* REQUIREMENT
Take every line from the listing below that includes "React" and copy it.
§ §
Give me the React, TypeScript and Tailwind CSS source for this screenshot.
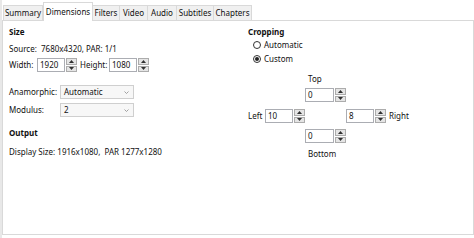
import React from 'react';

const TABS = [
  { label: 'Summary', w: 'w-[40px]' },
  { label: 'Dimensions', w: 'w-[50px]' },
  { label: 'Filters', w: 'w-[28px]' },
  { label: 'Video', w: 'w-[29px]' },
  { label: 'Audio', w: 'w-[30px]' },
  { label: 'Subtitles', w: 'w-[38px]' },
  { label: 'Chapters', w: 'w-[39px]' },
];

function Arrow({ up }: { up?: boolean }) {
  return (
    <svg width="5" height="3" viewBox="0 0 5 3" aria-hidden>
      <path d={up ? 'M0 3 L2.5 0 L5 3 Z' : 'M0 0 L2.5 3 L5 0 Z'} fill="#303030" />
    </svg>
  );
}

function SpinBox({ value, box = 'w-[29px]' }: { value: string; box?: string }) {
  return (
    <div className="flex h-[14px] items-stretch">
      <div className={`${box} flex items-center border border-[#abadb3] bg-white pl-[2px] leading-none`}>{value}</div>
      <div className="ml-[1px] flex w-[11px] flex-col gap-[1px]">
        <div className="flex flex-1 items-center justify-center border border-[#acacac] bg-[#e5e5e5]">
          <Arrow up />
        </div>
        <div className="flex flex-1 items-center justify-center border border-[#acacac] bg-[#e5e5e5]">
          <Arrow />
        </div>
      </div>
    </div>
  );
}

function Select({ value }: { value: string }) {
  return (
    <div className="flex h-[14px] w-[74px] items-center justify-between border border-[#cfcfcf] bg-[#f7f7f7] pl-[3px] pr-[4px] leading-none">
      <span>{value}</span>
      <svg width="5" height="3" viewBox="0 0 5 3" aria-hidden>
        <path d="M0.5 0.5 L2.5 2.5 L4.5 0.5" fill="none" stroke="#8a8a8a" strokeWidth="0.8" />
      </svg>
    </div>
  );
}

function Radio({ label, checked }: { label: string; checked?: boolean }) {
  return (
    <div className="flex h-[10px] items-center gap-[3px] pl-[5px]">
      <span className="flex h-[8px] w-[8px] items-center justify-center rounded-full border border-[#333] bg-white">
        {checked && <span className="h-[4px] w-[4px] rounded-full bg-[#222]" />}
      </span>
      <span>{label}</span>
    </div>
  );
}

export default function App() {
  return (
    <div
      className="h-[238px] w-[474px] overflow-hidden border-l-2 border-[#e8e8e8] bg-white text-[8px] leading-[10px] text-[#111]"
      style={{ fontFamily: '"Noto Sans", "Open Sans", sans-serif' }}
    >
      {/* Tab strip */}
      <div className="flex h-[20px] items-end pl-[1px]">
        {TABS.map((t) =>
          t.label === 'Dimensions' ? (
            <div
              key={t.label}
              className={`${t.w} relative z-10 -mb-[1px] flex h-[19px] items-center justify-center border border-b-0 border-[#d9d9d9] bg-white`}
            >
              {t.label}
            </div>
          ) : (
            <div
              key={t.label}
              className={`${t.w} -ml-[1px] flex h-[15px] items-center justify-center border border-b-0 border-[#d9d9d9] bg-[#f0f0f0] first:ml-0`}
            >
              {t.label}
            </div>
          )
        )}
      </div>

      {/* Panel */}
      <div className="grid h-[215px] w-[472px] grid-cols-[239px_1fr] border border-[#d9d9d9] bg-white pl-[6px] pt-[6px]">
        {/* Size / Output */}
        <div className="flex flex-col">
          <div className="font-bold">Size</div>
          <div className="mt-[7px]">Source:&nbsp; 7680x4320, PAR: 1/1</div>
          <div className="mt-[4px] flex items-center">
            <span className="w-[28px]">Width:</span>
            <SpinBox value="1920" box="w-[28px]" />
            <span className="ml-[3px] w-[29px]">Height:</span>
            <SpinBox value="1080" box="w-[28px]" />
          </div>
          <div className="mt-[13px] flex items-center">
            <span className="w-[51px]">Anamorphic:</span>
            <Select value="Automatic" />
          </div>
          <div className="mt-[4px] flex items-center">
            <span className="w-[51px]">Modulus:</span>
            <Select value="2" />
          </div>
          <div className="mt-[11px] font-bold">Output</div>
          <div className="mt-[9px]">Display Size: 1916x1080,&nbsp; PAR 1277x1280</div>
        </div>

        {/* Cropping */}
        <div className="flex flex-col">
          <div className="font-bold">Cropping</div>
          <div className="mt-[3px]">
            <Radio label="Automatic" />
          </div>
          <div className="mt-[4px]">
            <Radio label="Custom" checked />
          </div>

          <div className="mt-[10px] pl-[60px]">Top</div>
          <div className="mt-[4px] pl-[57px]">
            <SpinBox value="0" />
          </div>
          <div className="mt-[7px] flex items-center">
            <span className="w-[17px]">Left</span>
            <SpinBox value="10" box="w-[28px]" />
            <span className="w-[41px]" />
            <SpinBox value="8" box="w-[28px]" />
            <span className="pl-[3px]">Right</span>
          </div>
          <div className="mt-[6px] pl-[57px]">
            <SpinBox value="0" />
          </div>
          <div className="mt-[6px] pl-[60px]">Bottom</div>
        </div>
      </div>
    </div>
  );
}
§ §
* THE OUTPUT
Give me the React, TypeScript and Tailwind CSS source for this screenshot.
import React from 'react';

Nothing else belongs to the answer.